Le soutien à cet outil varie beaucoup selon le type de réunions à faire en visioconférence : il est très fort pour les petites réunions ou les séminaires. Par contre, pour les conférences ou les jurys, l’intérêt est beaucoup plus mitigé et une majorité plutôt opposée au passage en visioconférence.
De plus petites conférences, par région
Une piste supplémentaire pour réduire l’empreinte carbone des chercheurs, plutôt que d’organiser des colloques réunissant des milliers d’entre eux venus du monde entier au même endroit, serait de tenir simultanément des conférences plus petites dans chaque région, avec des sessions communes en visioconférence.
« Cela permettrait d’échanger avec d’autres chercheurs dans un cadre plus convivial, tout en préservant des liens entre continents. En plus de réduire les émissions de gaz à effet de serre liées aux déplacements, ce type de conférence multisite faciliterait la participation des personnes qui ne peuvent pas voyager loin pour cause de manque de budget ou de responsabilités familiales », souligne Milan Bouchet-Valat.
La transition écologique de la science, un obstacle pour l’avancée scientifique ?
Milan Bouchet-Valat réfute l’idée que la sobriété énergétique puisse impacter négativement des avancées scientifiques, qui elles-mêmes pourraient contribuer à lutter contre l’urgence climatique.
D’abord parce que le fonctionnement actuel de la recherche, qui encourage « jusqu’à l’absurde la mobilité », n’est pas forcément favorable à une recherche de qualité.
« On gaspille beaucoup de temps et d’énergie à se déplacer, pour un intérêt scientifique parfois faible ! Plus largement, des marges importantes existent pour réduire les émissions sans affecter le cœur de l’activité de recherche : isoler les bâtiments, revoir les déplacements domicile-travail, manger moins de viande à midi, renouveler le matériel moins souvent… »

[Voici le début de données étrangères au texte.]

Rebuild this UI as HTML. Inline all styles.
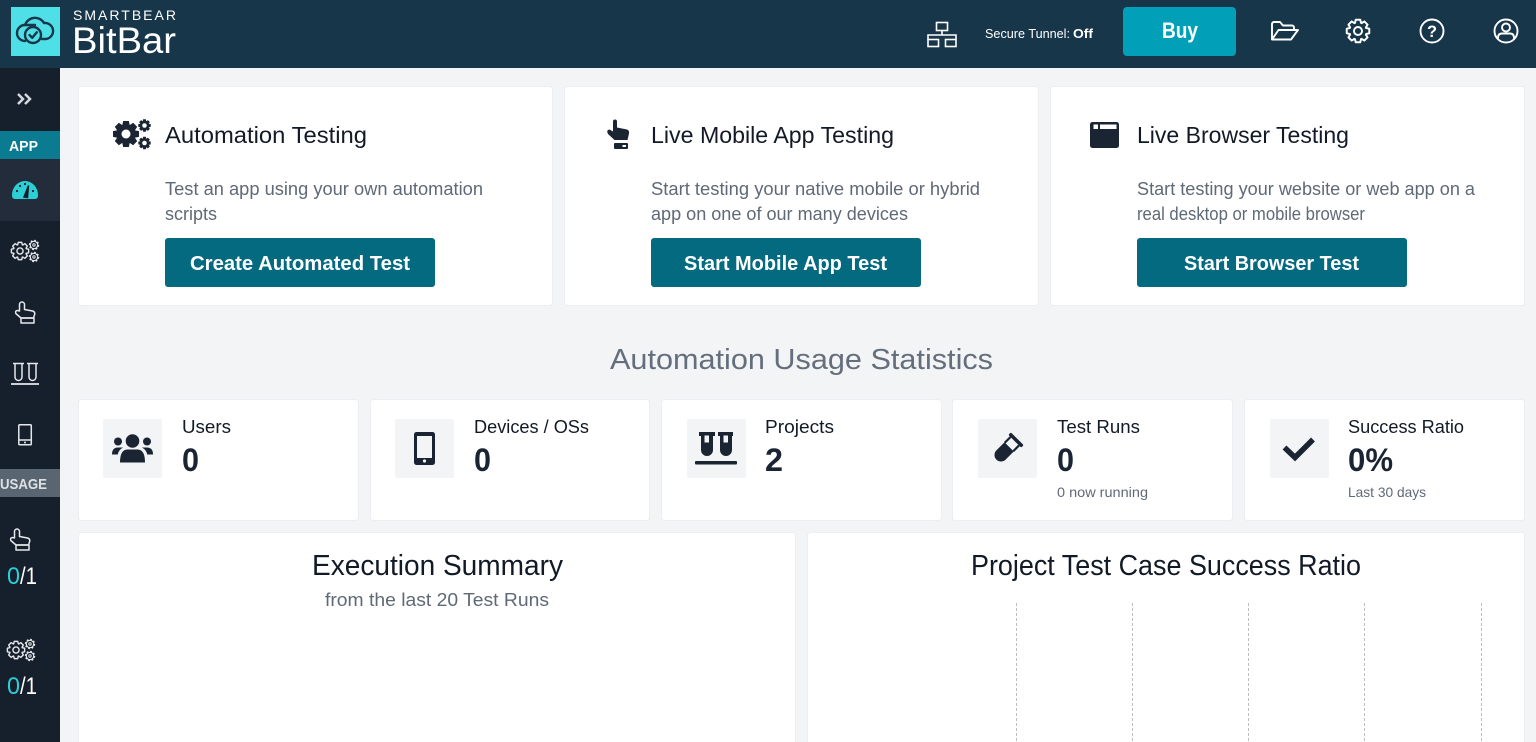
<!DOCTYPE html>
<html lang="en"><head><meta charset="utf-8"><title>BitBar</title>
<style>
html,body{margin:0;padding:0;width:1536px;height:742px;overflow:hidden;background:#f3f4f6}
svg{display:block}
text{font-family:"Liberation Sans",Arial,sans-serif}
.d{fill:#111a26}
.g{fill:#5f6977}
.n{fill:#1a2433;font-weight:700}
</style></head><body>
<svg width="1536" height="742" viewBox="0 0 1536 742" xmlns="http://www.w3.org/2000/svg">
<defs>
<g id="t"><path d="M-2.6-7.1L-2-9.8H2L2.6-7.1L3.2-6.9"/></g>
<g id="gear-o" fill="none" stroke-linejoin="round" stroke-linecap="round">
<use href="#t"/><use href="#t" transform="rotate(45)"/><use href="#t" transform="rotate(90)"/><use href="#t" transform="rotate(135)"/><use href="#t" transform="rotate(180)"/><use href="#t" transform="rotate(225)"/><use href="#t" transform="rotate(270)"/><use href="#t" transform="rotate(315)"/>
<circle r="3.5"/>
</g>
<g id="tf"><path d="M-2.8-7L-2.2-10H2.2L2.8-7Z"/></g>
<g id="gear-s">
<circle r="7.6"/>
<use href="#tf"/><use href="#tf" transform="rotate(45)"/><use href="#tf" transform="rotate(90)"/><use href="#tf" transform="rotate(135)"/><use href="#tf" transform="rotate(180)"/><use href="#tf" transform="rotate(225)"/><use href="#tf" transform="rotate(270)"/><use href="#tf" transform="rotate(315)"/>
</g>
<g id="small-o" fill="none" stroke="#e6e9ec">
<circle r="3.7" stroke-width="1.200"/>
<circle r="4.600" stroke-width="1.300" stroke-dasharray="1.800 1.810"/>
<circle r="1.200" stroke-width="1"/>
</g>
<g id="gears-o" stroke="#e6e9ec">
<use href="#gear-o" transform="translate(20 251) scale(.88)" stroke-width="1.600"/>
<use href="#small-o" transform="translate(34 245)"/>
<use href="#small-o" transform="translate(34 257)"/>
</g>
<g id="hand-o" fill="none" stroke="#e6e9ec" stroke-width="1.500" stroke-linejoin="round">
<path d="M19.500 311V304.500a2.500 2.500 0 0 1 5 0V309.500L32.500 311Q35 311.700 34.800 314L33.500 318H21L15.800 313.500Q14.800 310.800 17.500 310.500Z"/>
<rect x="21" y="318" width="13" height="5"/>
</g>
</defs>

<rect width="1536" height="742" fill="#f3f4f6"/>

<!-- header -->
<rect width="1536" height="68" fill="#17364a"/>
<rect x="11" y="7" width="49" height="49" fill="#4fdfe6"/>
<g fill="none" stroke="#17364a" stroke-width="2.400" stroke-linecap="round" stroke-linejoin="round">
<path d="M25 41A8 8 0 0 1 25 25H35"/>
<path d="M25 25A10.500 10.500 0 0 1 44 23A8 8 0 0 1 46 39H42"/>
<circle cx="33" cy="35" r="8"/>
<path d="M29.500 35l2.800 2.800 4.500-5.500"/>
</g>
<text x="73" y="20" font-size="14" font-weight="400" fill="#fff" textLength="103" lengthAdjust="spacing">SMARTBEAR</text>
<text x="72" y="53" font-size="37" fill="#fff" textLength="104" lengthAdjust="spacingAndGlyphs">BitBar</text>

<g fill="none" stroke="#fff" stroke-width="1.600">
<rect x="936.500" y="22.500" width="11" height="8"/>
<path d="M942 30.500V35M928 39.500V35H956V39.500"/>
<rect x="928" y="39.500" width="10.500" height="7"/>
<rect x="945.500" y="39.500" width="10.500" height="7"/>
</g>
<text x="985" y="38" font-size="13" fill="#fff" textLength="85" lengthAdjust="spacingAndGlyphs">Secure Tunnel:</text>
<text x="1073" y="38" font-size="13" font-weight="700" fill="#fff" textLength="20" lengthAdjust="spacingAndGlyphs">Off</text>
<rect x="1123" y="7" width="113" height="49" rx="4" fill="#02a0b8"/>
<text x="1162" y="38" font-size="22" font-weight="700" fill="#fff" textLength="36" lengthAdjust="spacingAndGlyphs">Buy</text>
<g fill="none" stroke="#fff" stroke-width="1.900" stroke-linejoin="round" stroke-linecap="round">
<path d="M1272 39V24a2 2 0 0 1 2-2h6l3 3.500h9a2 2 0 0 1 2 2V29"/>
<path d="M1272 39.500H1291L1298 30H1278.500Z"/>
<use href="#gear-o" transform="translate(1358 31) scale(1.150)" stroke-width="1.700"/>
<circle cx="1432" cy="31" r="11.500"/>
<circle cx="1506" cy="31" r="11.500"/>
<circle cx="1506" cy="27.500" r="4"/>
<path d="M1498 38q0-4.500 4-4.500h8q4 0 4 4.500"/>
</g>
<text x="1427" y="37" font-size="17" font-weight="700" fill="#fff" textLength="10" lengthAdjust="spacingAndGlyphs">?</text>

<!-- sidebar -->
<rect y="68" width="60" height="674" fill="#161f2c"/>
<path d="M18 94l5 5-5 5M25 94l5 5-5 5" fill="none" stroke="#d5d9de" stroke-width="2.500"/>
<rect y="131" width="60" height="28" fill="#0a7b90"/>
<text x="9" y="151" font-size="15" font-weight="700" fill="#fff" textLength="29" lengthAdjust="spacingAndGlyphs">APP</text>
<rect y="159" width="60" height="62" fill="#222c3b"/>
<path d="M15 199H35Q38 199 38 195A13 14 0 0 0 12 195Q12 199 15 199Z" fill="#2ccfd6"/>
<path d="M24 197L28.500 185.500L27.500 197.500Z" fill="#161f2c" stroke="#161f2c" stroke-width="1.500"/>
<g fill="#161f2c"><circle cx="17" cy="191" r="1.100"/><circle cx="20" cy="186" r="1.100"/><circle cx="25" cy="184" r="1.100"/><circle cx="33" cy="191" r="1.100"/></g>
<use href="#gears-o"/>
<use href="#hand-o"/>
<g fill="none" stroke="#e6e9ec" stroke-width="1.500">
<path d="M13 363.500H24M15 363.500V377a3.500 3.500 0 0 0 7 0V363.500"/>
<path d="M27 363.500H38M29 363.500V377a3.500 3.500 0 0 0 7 0V363.500"/>
<path d="M11 384H39" stroke-width="1.700"/>
<rect x="18.800" y="424.800" width="12.500" height="20" rx="1"/>
<path d="M19 440H31"/>
</g>
<circle cx="25" cy="442.500" r="1" fill="#e6e9ec"/>
<rect y="469" width="60" height="28" fill="#5a6572"/>
<text x="0" y="489" font-size="15" font-weight="700" fill="#dde1e5" textLength="47" lengthAdjust="spacingAndGlyphs">USAGE</text>
<use href="#hand-o" transform="translate(-5 227)"/>
<text x="7" y="584" font-size="24" fill="#2ccfd6" textLength="13" lengthAdjust="spacingAndGlyphs">0</text>
<text x="20" y="584" font-size="24" fill="#fff" textLength="17" lengthAdjust="spacingAndGlyphs">/1</text>
<use href="#gears-o" transform="translate(-4 399)"/>
<text x="7" y="694" font-size="24" fill="#2ccfd6" textLength="13" lengthAdjust="spacingAndGlyphs">0</text>
<text x="20" y="694" font-size="24" fill="#fff" textLength="17" lengthAdjust="spacingAndGlyphs">/1</text>

<!-- cards -->
<g fill="#fff" stroke="#eceef1">
<rect x="78.500" y="86.500" width="474" height="219" rx="3"/>
<rect x="564.500" y="86.500" width="474" height="219" rx="3"/>
<rect x="1050.500" y="86.500" width="474" height="219" rx="3"/>
<rect x="78.500" y="399.500" width="280" height="121" rx="3"/>
<rect x="370.500" y="399.500" width="279" height="121" rx="3"/>
<rect x="661.500" y="399.500" width="280" height="121" rx="3"/>
<rect x="952.500" y="399.500" width="280" height="121" rx="3"/>
<rect x="1244.500" y="399.500" width="280" height="121" rx="3"/>
<rect x="78.500" y="532.500" width="717" height="220" rx="3"/>
<rect x="807.500" y="532.500" width="717" height="220" rx="3"/>
</g>

<g fill="#1a2433">
<use href="#gear-s" transform="translate(126 134) scale(1.300)"/>
<use href="#gear-s" transform="translate(144.500 125.500) scale(.62)"/>
<use href="#gear-s" transform="translate(144.500 143) scale(.62)"/>
</g>
<g fill="#fff"><circle cx="126" cy="134" r="4.500"/><circle cx="144.500" cy="125.500" r="2.300"/><circle cx="144.500" cy="143" r="2.300"/></g>
<text class="d" x="165" y="143" font-size="23" textLength="202" lengthAdjust="spacingAndGlyphs">Automation Testing</text>
<text class="g" x="165" y="195" font-size="18" textLength="318" lengthAdjust="spacingAndGlyphs">Test an app using your own automation</text>
<text class="g" x="165" y="220" font-size="18" textLength="52" lengthAdjust="spacingAndGlyphs">scripts</text>
<rect x="165" y="238" width="270" height="49" rx="3" fill="#046a80"/>
<text x="190" y="270" font-size="20" font-weight="700" fill="#fff" textLength="220" lengthAdjust="spacingAndGlyphs">Create Automated Test</text>

<path d="M613 121.500a2 2 0 0 1 4 0V127.500L627 129.500Q629.500 130.500 629 133.500L627.500 140H614.500L608 134Q606 130 609.500 129.500L613 131.500Z" fill="#1a2433"/>
<rect x="614" y="143" width="14" height="6" rx="1" fill="#1a2433"/>
<rect x="622.500" y="145" width="3.500" height="2" fill="#fff"/>
<text class="d" x="651" y="143" font-size="23" textLength="243" lengthAdjust="spacingAndGlyphs">Live Mobile App Testing</text>
<text class="g" x="651" y="195" font-size="18" textLength="329" lengthAdjust="spacingAndGlyphs">Start testing your native mobile or hybrid</text>
<text class="g" x="651" y="220" font-size="18" textLength="257" lengthAdjust="spacingAndGlyphs">app on one of our many devices</text>
<rect x="651" y="238" width="270" height="49" rx="3" fill="#046a80"/>
<text x="684" y="270" font-size="20" font-weight="700" fill="#fff" textLength="203" lengthAdjust="spacingAndGlyphs">Start Mobile App Test</text>

<rect x="1090" y="122" width="29" height="26" rx="2.500" fill="#1a2433"/>
<rect x="1093.500" y="124.500" width="4.500" height="4.500" fill="#fff"/>
<rect x="1100" y="124.500" width="16.500" height="4.500" fill="#fff"/>
<text class="d" x="1137" y="143" font-size="23" textLength="212" lengthAdjust="spacingAndGlyphs">Live Browser Testing</text>
<text class="g" x="1137" y="195" font-size="18" textLength="338" lengthAdjust="spacingAndGlyphs">Start testing your website or web app on a</text>
<text class="g" x="1137" y="220" font-size="18" textLength="228" lengthAdjust="spacingAndGlyphs">real desktop or mobile browser</text>
<rect x="1137" y="238" width="270" height="49" rx="3" fill="#046a80"/>
<text x="1184" y="270" font-size="20" font-weight="700" fill="#fff" textLength="175" lengthAdjust="spacingAndGlyphs">Start Browser Test</text>

<text x="610" y="369" font-size="29" fill="#646e7c" textLength="383" lengthAdjust="spacingAndGlyphs">Automation Usage Statistics</text>

<!-- stats -->
<g fill="#f3f4f6">
<rect x="103" y="419" width="59" height="59" rx="2"/>
<rect x="395" y="419" width="59" height="59" rx="2"/>
<rect x="687" y="419" width="59" height="59" rx="2"/>
<rect x="978" y="419" width="59" height="59" rx="2"/>
<rect x="1270" y="419" width="59" height="59" rx="2"/>
</g>
<g fill="#1a2433">
<circle cx="132.500" cy="441" r="6.800"/><circle cx="118" cy="441.500" r="4"/><circle cx="147" cy="441.500" r="4"/>
<path d="M120 462.500Q120 450 127 449.500H138Q145 450 145 462.500Z"/>
<path d="M112 454.500Q112 447.500 118 447.500H123Q118.500 450 117.800 454.500Z"/>
<path d="M153 454.500Q153 447.500 147 447.500H142Q146.500 450 147.200 454.500Z"/>
</g>
<text class="d" x="182" y="433" font-size="18.500" textLength="49" lengthAdjust="spacingAndGlyphs">Users</text>
<text class="n" x="182" y="471" font-size="32" textLength="17" lengthAdjust="spacingAndGlyphs">0</text>

<rect x="414" y="432" width="21" height="33" rx="2.500" fill="#1a2433"/>
<rect x="417" y="436" width="15" height="22" fill="#f3f4f6"/>
<circle cx="424.500" cy="461" r="1.600" fill="#f3f4f6"/>
<text class="d" x="474" y="433" font-size="18.500" textLength="115" lengthAdjust="spacingAndGlyphs">Devices / OSs</text>
<text class="n" x="474" y="471" font-size="32" textLength="17" lengthAdjust="spacingAndGlyphs">0</text>

<g fill="#1a2433">
<path d="M699 432H715V436H713V450a6 6 0 0 1-12 0V436H699Z"/>
<path d="M718 432H733V436H732V450a6 6 0 0 1-12 0V436H718Z"/>
<rect x="695" y="461" width="42" height="3.500" rx="1"/>
</g>
<rect x="704.500" y="435.500" width="4.500" height="7" fill="#f3f4f6"/>
<rect x="723.500" y="435.500" width="4.500" height="7" fill="#f3f4f6"/>
<text class="d" x="765" y="433" font-size="18.500" textLength="69" lengthAdjust="spacingAndGlyphs">Projects</text>
<text class="n" x="765" y="471" font-size="32" textLength="18" lengthAdjust="spacingAndGlyphs">2</text>

<g transform="rotate(45 1007 449)">
<path d="M1001 438V457.500a6 6 0 0 0 12 0V438" fill="none" stroke="#1a2433" stroke-width="1"/>
<path d="M1001 446H1013V457.500a6 6 0 0 1-12 0Z" fill="#1a2433"/>
<path d="M1001 438V446M1013 438V446" stroke="#1a2433" stroke-width="2.200"/>
<rect x="998" y="434.500" width="18" height="3.500" rx="1" fill="#1a2433"/>
</g>
<text class="d" x="1057" y="433" font-size="18.500" textLength="83" lengthAdjust="spacingAndGlyphs">Test Runs</text>
<text class="n" x="1057" y="471" font-size="32" textLength="17" lengthAdjust="spacingAndGlyphs">0</text>
<text class="g" x="1057" y="497" font-size="14" textLength="91" lengthAdjust="spacingAndGlyphs">0 now running</text>

<path d="M1284.500 447.500L1295 457.500L1313 439.500" fill="none" stroke="#1a2433" stroke-width="5.500"/>
<text class="d" x="1348" y="433" font-size="18.500" textLength="116" lengthAdjust="spacingAndGlyphs">Success Ratio</text>
<text class="n" x="1348" y="471" font-size="32" textLength="45" lengthAdjust="spacingAndGlyphs">0%</text>
<text class="g" x="1348" y="497" font-size="14" textLength="78" lengthAdjust="spacingAndGlyphs">Last 30 days</text>

<!-- charts -->
<text class="d" x="312" y="575" font-size="29" textLength="251" lengthAdjust="spacingAndGlyphs">Execution Summary</text>
<text class="g" x="325" y="606" font-size="18" textLength="224" lengthAdjust="spacingAndGlyphs">from the last 20 Test Runs</text>
<text class="d" x="971" y="575" font-size="29" textLength="390" lengthAdjust="spacingAndGlyphs">Project Test Case Success Ratio</text>
<g stroke="#bdbdbd" stroke-width="1" stroke-dasharray="3 2">
<path d="M1016.500 603V742M1132.500 603V742M1248.500 603V742M1364.500 603V742M1481.500 603V742"/>
</g>
</svg>
</body></html>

Par ailleurs, il estime nécessaire de relativiser l’idée que ce sont les avancées scientifiques qui nous permettront de sortir de la crise écologique : « De nombreuses solutions techniques existent déjà, la solution est avant tout politique et sociale. Certaines découvertes scientifiques sont même clairement néfastes pour l’environnement, par exemple la 5G ou les voitures autonomes. La nécessité de réduire les émissions peut aussi être l’occasion de réorienter la recherche vers plus de sobriété non seulement dans ses moyens, mais aussi dans ses objectifs. »
Un deuxième volet à venir pour l’enquête
L’enquête « Inquiets, mais pollueurs » aura un deuxième volet qui permettra de comparer les opinions alors que le télétravail s’est répandu, notamment suite aux confinements.
« L’objectif de cette deuxième vague d’enquête sera d’observer comment les comportements et les opinions évoluent dans le temps. La première vague portait sur l’année 2019. Depuis, la crise sanitaire a suspendu les conférences pendant plus d’un an, le télétravail s’est développé, et les personnels de la recherche se sont mobilisés. Il sera intéressant de voir si ces tendances ont réellement commencé à transformer la recherche », explique Milan Bouchet-Vala.
Le calendrier n’est pas encore fixé. « Nous nous concentrons pour l’instant sur l’analyse de la première vague de l’enquête », précise le chercheur.
Le Labo 1point5
L’objectif du collectif Labo 1point5 est de réfléchir aux impacts et de réduire l’empreinte carbone des activités de recherche sur l’environnement et en particulier sur le climat. Le collectif a notamment mis en place un outil qui permet de mesurer les émissions carbone dans les labos.
Une étude réalisée par : Marianne Blanchard, de l'Université Toulouse Jean Jaurès, Milan Bouchet-Valat, de l’Ined, Damien Cartron et Julien Gros au CNRS ainsi que Jérôme Greffion, de l'Université Paris Nanterre.